Dekan Fakultas Kedokteran Hewan UGM, Prof. Dr. drh. Siti Isrina Oktavia Salasia, mengatakan webinar pengabdian masyarakat secara luas dengan tema jaminan keamanan produk asal hewan dan implikasinya terhadap perekonomian masyarakat terdampak pandemi dalam rangka peringatan Dies UGM ke-74. Webinar diikuti lebih dari 200 peserta terdiri dari para peternak, dinas, mahasiswa, dan praktisi dokter hewan.

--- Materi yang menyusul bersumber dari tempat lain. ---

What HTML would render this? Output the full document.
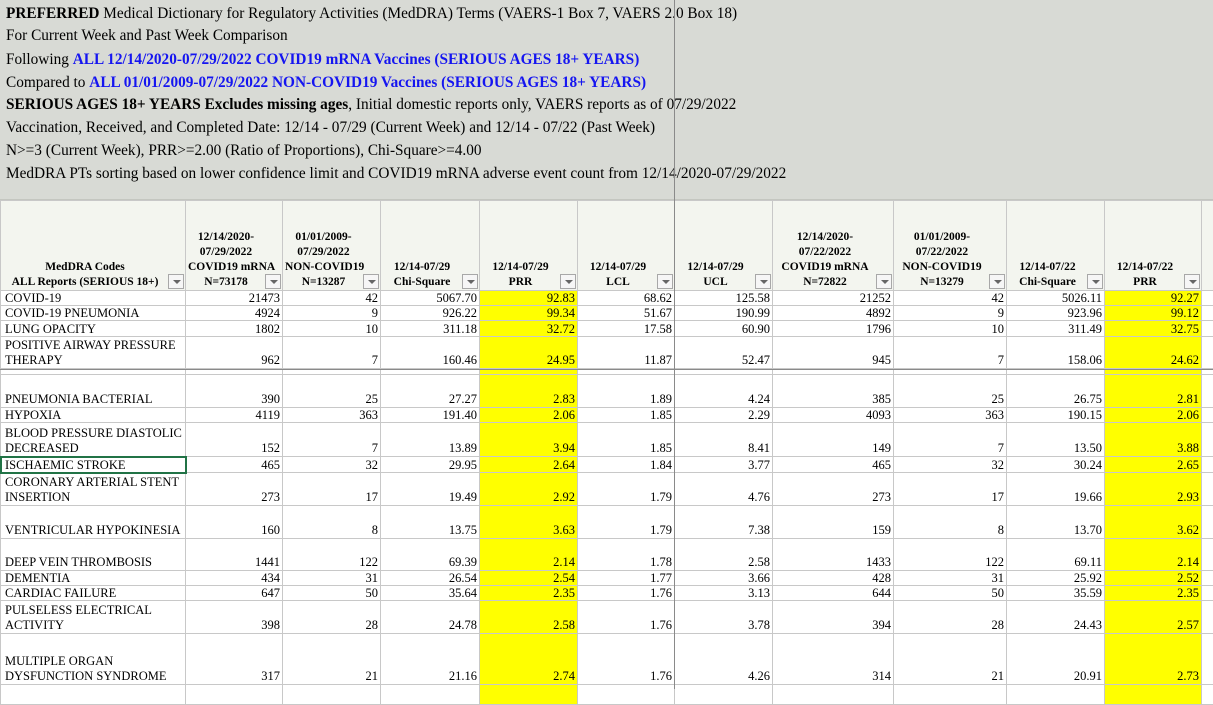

“Kita memang tidak mengira sejak 6 bulan yang lalu, tiba-tiba mengalami hal-hal yang sangat mengejutkan, segala sesuatu berubah dengan sangat cepat. Pandemi covid dampaknya tidak hanya di kampus. Meski kampus sepi kita tetap melaksanakan aktivitas online, termasuk kali ini menyelenggarakan pengabdian pada masyarakat dalam rangka kepedulian akibat pandemi Covid-19,” katanya.